The consumer market is often confusingly saturated with labels like “real wood” and “wood product,” leading to significant difficulty in discerning material quality. When shopping for furniture, flooring, or cabinetry, understanding the fundamental composition of the material is the only way to make an informed decision. The term “solid wood” refers to a specific, singular material, while other wood-based products represent composite materials manufactured through industrial processes. This distinction in structure dictates everything from appearance and price to long-term durability and repair potential.
What Defines Solid Wood
Solid wood is defined as lumber cut directly from a tree trunk, with the material being a single, continuous piece throughout its thickness.

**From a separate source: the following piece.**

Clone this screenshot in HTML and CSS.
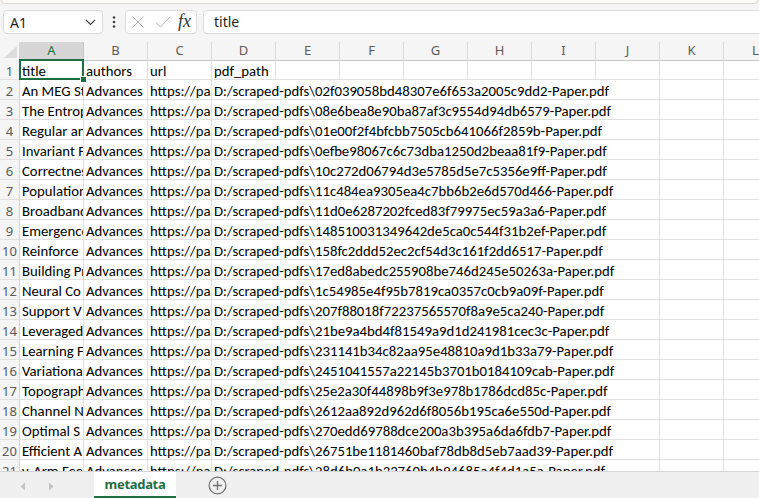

It consists primarily of cellulose, hemicelluloses, and lignin, which form the organized cellular structure of the tree. This natural composition means the material contains no composite fillers, adhesives, or pressed wood fibers.
The uniqueness of solid wood lies in its grain pattern, which runs uninterrupted through the piece and varies naturally from one board to the next. This material is categorized as either hardwood or softwood, depending on the botanical classification of the source tree. Whether it is a dense oak or a softer pine, the defining characteristic is that the piece of lumber is the same material from the top surface to the bottom edge.

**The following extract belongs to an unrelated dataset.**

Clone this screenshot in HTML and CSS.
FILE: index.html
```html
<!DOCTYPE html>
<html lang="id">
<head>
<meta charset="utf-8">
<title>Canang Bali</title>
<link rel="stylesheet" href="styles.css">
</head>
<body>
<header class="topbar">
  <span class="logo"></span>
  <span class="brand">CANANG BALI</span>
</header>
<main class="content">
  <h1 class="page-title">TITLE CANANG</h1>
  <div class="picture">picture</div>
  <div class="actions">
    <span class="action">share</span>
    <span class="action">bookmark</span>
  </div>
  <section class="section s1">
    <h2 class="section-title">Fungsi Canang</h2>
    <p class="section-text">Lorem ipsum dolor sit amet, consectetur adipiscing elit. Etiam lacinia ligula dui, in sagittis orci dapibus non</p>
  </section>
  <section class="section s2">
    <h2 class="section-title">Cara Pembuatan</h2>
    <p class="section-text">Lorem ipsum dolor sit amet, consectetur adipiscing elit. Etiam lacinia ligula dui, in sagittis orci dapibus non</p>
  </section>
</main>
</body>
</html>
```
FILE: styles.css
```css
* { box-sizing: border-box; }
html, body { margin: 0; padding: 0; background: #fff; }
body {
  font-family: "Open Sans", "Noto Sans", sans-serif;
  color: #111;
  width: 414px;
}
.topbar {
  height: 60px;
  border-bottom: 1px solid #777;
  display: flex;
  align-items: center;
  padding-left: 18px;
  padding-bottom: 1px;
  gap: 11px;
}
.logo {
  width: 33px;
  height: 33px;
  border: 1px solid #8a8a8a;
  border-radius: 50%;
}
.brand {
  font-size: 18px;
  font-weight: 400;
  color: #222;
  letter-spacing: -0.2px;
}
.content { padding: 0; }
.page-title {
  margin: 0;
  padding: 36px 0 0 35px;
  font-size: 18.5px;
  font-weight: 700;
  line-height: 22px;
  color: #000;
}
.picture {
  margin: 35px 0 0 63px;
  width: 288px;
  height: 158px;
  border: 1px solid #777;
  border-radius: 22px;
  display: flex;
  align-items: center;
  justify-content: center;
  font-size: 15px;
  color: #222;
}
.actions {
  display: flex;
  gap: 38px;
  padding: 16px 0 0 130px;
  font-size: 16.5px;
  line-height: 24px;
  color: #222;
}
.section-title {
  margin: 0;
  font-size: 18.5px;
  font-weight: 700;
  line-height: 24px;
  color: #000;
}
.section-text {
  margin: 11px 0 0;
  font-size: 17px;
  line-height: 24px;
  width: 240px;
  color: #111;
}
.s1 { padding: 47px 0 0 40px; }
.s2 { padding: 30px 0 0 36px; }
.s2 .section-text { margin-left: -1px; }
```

How Engineered Wood is Constructed
Engineered wood products are manufactured by binding wood particles, fibers, or layers together with strong synthetic resins and adhesives under heat and pressure. These processes transform wood waste and smaller pieces into large, uniform, and dimensionally stable sheets. Unlike natural lumber, these products are composite materials, meaning their structure is not uniform but is instead a mixture of wood components and chemical binders.
Medium-Density Fiberboard, or MDF, is created by breaking down hardwood or softwood residuals into fine wood fibers, which are then combined with wax and a resin binder. This mixture is intensely compressed to form a dense, uniform panel that is smooth and consistent throughout. Particle board, which is a less dense alternative, is manufactured using larger wood chips and sawdust bound with adhesive resin and pressed into panels.

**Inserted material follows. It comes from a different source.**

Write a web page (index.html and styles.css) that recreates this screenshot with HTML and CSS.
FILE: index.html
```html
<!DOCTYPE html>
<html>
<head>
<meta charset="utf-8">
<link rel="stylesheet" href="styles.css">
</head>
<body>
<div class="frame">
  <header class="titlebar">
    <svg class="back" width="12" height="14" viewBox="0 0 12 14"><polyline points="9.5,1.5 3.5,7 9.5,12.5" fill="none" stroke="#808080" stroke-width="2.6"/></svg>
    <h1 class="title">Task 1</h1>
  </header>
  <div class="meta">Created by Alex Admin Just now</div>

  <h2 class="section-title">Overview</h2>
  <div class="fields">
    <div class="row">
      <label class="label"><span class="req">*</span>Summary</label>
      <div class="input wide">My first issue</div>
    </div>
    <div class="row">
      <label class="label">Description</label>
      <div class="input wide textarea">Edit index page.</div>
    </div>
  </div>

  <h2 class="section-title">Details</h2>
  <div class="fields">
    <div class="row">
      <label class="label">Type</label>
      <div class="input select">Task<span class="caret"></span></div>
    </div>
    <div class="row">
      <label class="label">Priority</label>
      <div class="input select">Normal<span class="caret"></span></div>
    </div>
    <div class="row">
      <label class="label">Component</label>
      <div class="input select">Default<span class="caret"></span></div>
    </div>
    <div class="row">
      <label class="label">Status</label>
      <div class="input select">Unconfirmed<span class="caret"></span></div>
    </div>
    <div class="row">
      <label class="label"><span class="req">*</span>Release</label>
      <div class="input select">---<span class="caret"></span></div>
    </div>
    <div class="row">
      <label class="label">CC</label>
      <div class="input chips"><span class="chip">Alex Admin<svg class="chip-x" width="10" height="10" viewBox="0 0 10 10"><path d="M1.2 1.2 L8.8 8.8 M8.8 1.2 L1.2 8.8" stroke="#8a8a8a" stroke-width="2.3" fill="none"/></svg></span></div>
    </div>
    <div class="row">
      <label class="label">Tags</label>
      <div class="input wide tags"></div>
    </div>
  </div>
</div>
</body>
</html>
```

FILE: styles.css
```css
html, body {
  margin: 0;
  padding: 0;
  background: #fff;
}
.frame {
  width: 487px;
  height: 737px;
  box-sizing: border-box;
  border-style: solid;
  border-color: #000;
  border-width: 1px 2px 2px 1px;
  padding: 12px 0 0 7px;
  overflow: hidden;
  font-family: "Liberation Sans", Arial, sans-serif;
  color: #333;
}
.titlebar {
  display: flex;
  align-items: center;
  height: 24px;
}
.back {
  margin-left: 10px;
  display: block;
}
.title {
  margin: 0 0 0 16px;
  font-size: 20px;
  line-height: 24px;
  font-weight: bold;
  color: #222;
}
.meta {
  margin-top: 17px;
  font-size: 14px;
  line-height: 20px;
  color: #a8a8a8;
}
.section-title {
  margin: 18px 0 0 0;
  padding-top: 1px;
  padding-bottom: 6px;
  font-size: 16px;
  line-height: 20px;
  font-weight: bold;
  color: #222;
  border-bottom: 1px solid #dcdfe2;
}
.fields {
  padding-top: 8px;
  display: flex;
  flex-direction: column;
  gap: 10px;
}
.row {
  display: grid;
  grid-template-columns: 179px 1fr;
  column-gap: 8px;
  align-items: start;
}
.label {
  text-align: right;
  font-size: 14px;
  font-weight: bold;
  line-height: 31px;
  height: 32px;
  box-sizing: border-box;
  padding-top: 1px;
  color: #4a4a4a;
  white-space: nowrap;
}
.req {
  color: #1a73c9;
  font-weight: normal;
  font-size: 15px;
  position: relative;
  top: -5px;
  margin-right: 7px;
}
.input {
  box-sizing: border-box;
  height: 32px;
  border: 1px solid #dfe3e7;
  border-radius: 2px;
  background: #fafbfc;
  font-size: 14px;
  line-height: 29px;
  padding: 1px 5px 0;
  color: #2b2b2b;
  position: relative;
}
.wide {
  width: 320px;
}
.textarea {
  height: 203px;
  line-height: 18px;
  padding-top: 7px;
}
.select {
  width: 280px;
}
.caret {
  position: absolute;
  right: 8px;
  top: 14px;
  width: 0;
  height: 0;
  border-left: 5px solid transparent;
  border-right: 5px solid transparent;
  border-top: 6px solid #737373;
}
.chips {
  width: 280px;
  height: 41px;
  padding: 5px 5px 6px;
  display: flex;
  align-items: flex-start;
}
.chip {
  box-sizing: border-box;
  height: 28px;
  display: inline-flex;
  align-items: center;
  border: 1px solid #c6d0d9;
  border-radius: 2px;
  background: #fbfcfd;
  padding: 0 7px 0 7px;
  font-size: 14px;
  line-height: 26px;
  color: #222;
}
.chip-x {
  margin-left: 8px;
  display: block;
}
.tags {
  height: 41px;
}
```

Plywood represents a different form of engineered wood, as it is constructed from thin sheets of wood veneer, known as plies. These plies are glued together in layers, with the grain of each adjacent layer rotated at a 90-degree angle to the next. This cross-grain construction is specifically designed to distribute load stress and improve the material’s resistance to splitting and warping.
Clarifying Veneer and Laminate Surfaces
The aesthetic finish of a wood product often masks the underlying core material, contributing significantly to consumer confusion. Veneer is a thin slice of actual wood, typically less than 1/8 inch thick, shaved from a log and then securely bonded to a substrate, such as MDF or particle board. Because veneer is genuine timber, it displays the unique, natural grain and can be finished with stains or oils, providing the authentic look of solid wood.
Laminates, however, are entirely synthetic surfaces that are printed to mimic the appearance of wood grain, stone, or other materials. They are constructed from layers of paper that are saturated with thermosetting resins, often melamine, and then compacted under high pressure and heat. This process creates a hard, durable plastic-like finish that is adhered to a core material. The primary difference is that veneer retains the natural irregularities of wood, while laminate is a photographically reproduced pattern lacking the depth and texture of real timber.
Practical Implications for Durability and Repair
The difference in material composition translates directly into significant variations in performance, cost, and longevity. Solid wood, being a natural hygroscopic material, absorbs moisture and changes dimension, leading to warping, cupping, or swelling when exposed to humidity fluctuations. Engineered wood, particularly the layered structure of plywood, is generally more dimensionally stable and resists these movements more effectively.
When exposed to excessive moisture, engineered products like particle board and MDF are prone to irreversible swelling and disintegration as the wood fibers absorb water and the adhesive bond fails. Solid wood furniture, while costly, offers superior long-term value because it can be fully repaired and restored. The full thickness of the material allows it to be sanded multiple times to remove deep scratches, dents, or stains, and then refinished to look new.
Veneer surfaces, due to their thinness, offer very limited to no ability for sanding or deep repair, as attempting to do so risks penetrating the surface layer and exposing the substrate. Laminate surfaces, being synthetic, are highly resistant to scratches and moisture but cannot be repaired at all; damage that penetrates the surface requires the entire component to be replaced. Ultimately, the simpler structure of solid wood provides a generational lifespan through repair, while the composite nature of engineered wood and its surfaces limits practical refinishing.